The film is a dramatization of the events described in the AP report and the consequent book, with additional research done by interviewing survivors of the massacre. In a prologue, we briefly see Korean police investigating a potential communist sympathizer, but quickly move to spend a little idle time with the members of the farming village, who largely focus on day-to-day affairs, although the shadow of war looms on their minds as well as their conversations. And then members of the US military from Japan, young and inexperienced, run through the village and alert them that the conflict will reach their village shortly and for the villagers to evacuate south. So they head south, but, because of this suspicion of North Koreans amidst the refugees, the refugees are treated with suspicion and then the refugees are attacked via air strike and gunfire from the US forces stationed in the area, causing the survivors to flee under the bridge at Nogunri, where most of the rest of them are cut down by machine gun fire.
There really isn't much more to the story than that. The film does spend a bit of time with a number of the villagers, but because there are so many that the film spends only a little bit of time with, they end up being rather shallow characterizations, and without any particular protagonist, it doesn't really feel like there's any real drama in the film, but merely a lot of focus on the senseless killing, which is important for the purpose of the film, but if the film had better built up some kind of character struggle or story, then it might have made for more than just what seems like sensationalism in celluloid guise.
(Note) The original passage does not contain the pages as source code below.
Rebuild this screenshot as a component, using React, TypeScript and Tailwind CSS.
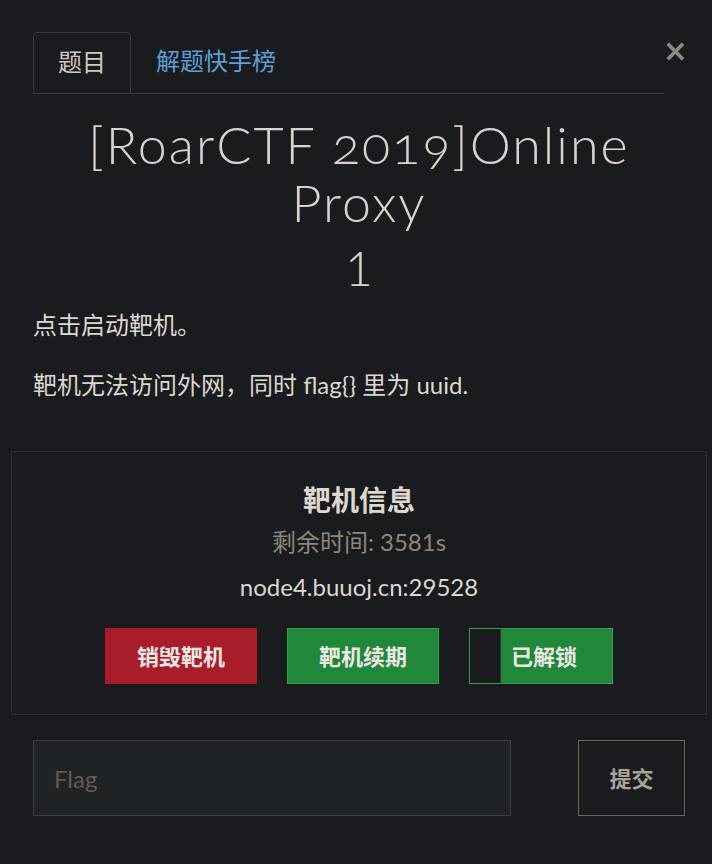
import React, { useState } from "react";

const body = "font-['Lato','Noto_Sans_CJK_SC',sans-serif]";

function Tabs() {
  return (
    <div className="mr-[21px] flex items-end border-b border-[#3a3b3e]">
      <div className="flex h-[61px] w-[98px] items-center justify-center rounded-t-[5px] border border-b-0 border-[#3a3b3e] pb-[3px] text-[24px] text-[#cfcac1]">
        题目
      </div>
      <div className="flex h-[61px] items-center px-[25px] pb-[3px] text-[24px] text-[#5d9fd3]">
        解题快手榜
      </div>
    </div>
  );
}

// 靶机信息 박스
function TargetBox() {
  return (
    <div className="mx-[-22px] mt-[50px] flex flex-col items-center border border-[#2c2d30] pb-[30px] pt-[29px]">
      <h3 className="text-[28px] font-bold leading-[38px] text-[#dcd8d0]">靶机信息</h3>
      <p className="mt-[7px] text-[24px] leading-[32px] text-[#8d877c]">剩余时间: 3581s</p>
      <p className="mt-[13px] text-[24px] leading-[32px] text-[#dcd8d0]">node4.buuoj.cn:29528</p>
      <div className="mt-[25px] flex gap-[30px]">
        <button className="flex h-[56px] w-[152px] items-center justify-center bg-[#a91d2b] text-[22px] font-bold text-[#ece9e4]">
          销毁靶机
        </button>
        <button className="flex h-[56px] w-[152px] items-center justify-center border border-[#2aa542] bg-[#21873a] text-[22px] font-bold text-[#ece9e4]">
          靶机续期
        </button>
        <button className="flex h-[56px] w-[144px] border border-[#2aa542] bg-[#21873a] text-[22px] font-bold text-[#ece9e4]">
          <span className="h-full w-[31px] border-r border-[#333] bg-[#1a1b1e]" />
          <span className="flex flex-1 items-center pl-[10px]">已解锁</span>
        </button>
      </div>
    </div>
  );
}

export default function App() {
  const [flag, setFlag] = useState("");

  return (
    <div className={`${body} min-h-[864px] bg-[#1a1b1e] pl-[33px] pr-[27px] pt-[32px]`}>
      <div className="relative">
        <Tabs />
        <span className="absolute right-[-3px] top-[4px] font-['DejaVu_Sans',sans-serif] text-[30px] font-bold leading-none text-[#8a8a8a]">
          ×
        </span>
      </div>

      <h2 className="mx-auto mt-[21px] max-w-[580px] text-center font-['Lato',sans-serif] text-[52px] font-light leading-[58px] tracking-[2px] text-[#d8d4cc] oldstyle-nums">
        [RoarCTF 2019]Online Proxy
      </h2>
      <div className="mt-[9px] text-center text-[48px] font-light leading-[56px] text-[#d8d4cc]">1</div>

      <p className="mt-[13px] text-[24px] leading-[32px] text-[#dcd8d0]">点击启动靶机。</p>
      <p className="mt-[28px] text-[24px] leading-[32px] text-[#dcd8d0]">靶机无法访问外网，同时 flag{"{}"} 里为 uuid.</p>

      <TargetBox />

      <div className="mt-[25px] flex items-stretch justify-between">
        <input
          value={flag}
          onChange={(e) => setFlag(e.target.value)}
          placeholder="Flag"
          className="h-[76px] w-[478px] border border-[#3d3e41] bg-[#202326] px-[20px] text-[24px] text-[#dcd8d0] outline-none placeholder:text-[#5f5b54]"
        />
        <button className="h-[76px] w-[107px] border border-[#6e6557] text-[22px] font-bold text-[#a8a297]">
          提交
        </button>
      </div>
    </div>
  );
}
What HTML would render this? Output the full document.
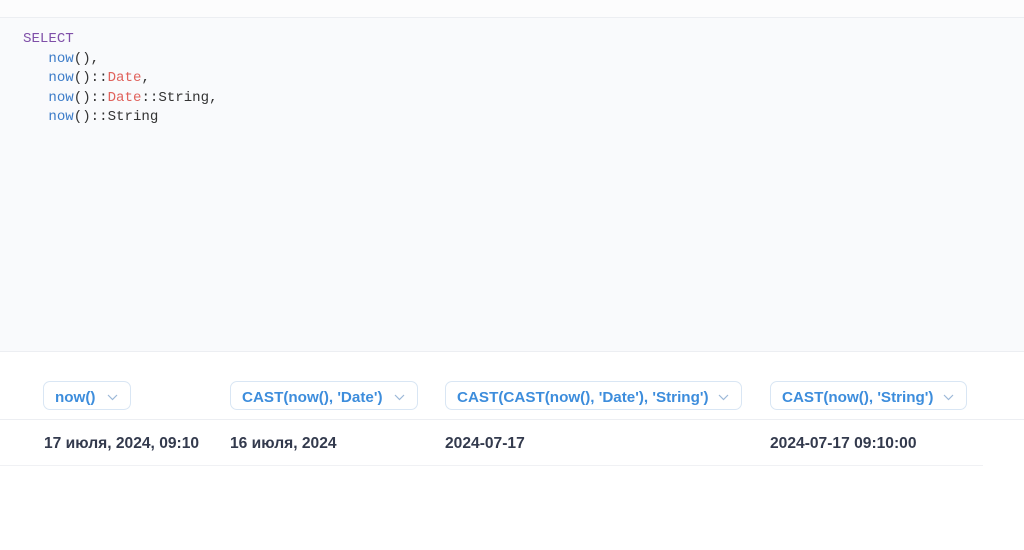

The way that the film's story is presented might have worked if the film took a more documentary-flavored approach, but writer-director Lee Sangwoo does really step down to the character level and so I wanted to see more character work, but, despite the large cast of high profile stars, there really wasn't much to most of the characters and so most of the performances amount to cameos since they only have a short piece of screen time to develop their characters before getting shot or blown up. What's more, the actors performing the roles of the American forces were woefully hard to believe, which is not surprising, given that non-Korean actors in Korean film tend to be rather unpolished, but it further takes away from the reality of the situation. And then there's the moment of artistic fancy that is thrown in via some CGI whales, which completely disrupts the attempt at realism that the film otherwise takes, although it's not completely without basis as the film's Korean title is a reference to a classic Korean anti-war folk song about fish in a pond. Still, add that to some moments of manipulation in the direction, including several cringe-worthy moments around children and babies, and it all acts to detract from the horror that the film intends to present.
That's not to say that I think A Little Pond is a complete failure. After all, it does still manage to effectively shine a light on a moment in Korean and American history that might simply otherwise go publicly forgotten and does so in a rather harrowing and brutal manner. But the film stumbles in terms of being inconsistent in the kind of reality it wants to paint for the viewer with its sometimes exaggerated, manipulative direction and fanciful CGI whales contrasted with its low-character involvement approach, yet still wanting to establish the characters. These end up being compromises that accomplish neither task that the film is trying to take and that results in a film that doesn't entirely convince as well as it otherwise could. And let's hope that in the future Chungmuro makes a more concerted effort to find better English-speaking actors or even import those actors from the appropriate country when necessary. 6/10.
DVD Note: The Panorama release from Hong Kong suffers from a poor transfer with lots of visible flaws from the compression including aliasing as well as having absolutely abysmal English language subtitles, which manage to make the film more difficult to understand. I imagine that the Korean edition would have better picture and subtitles.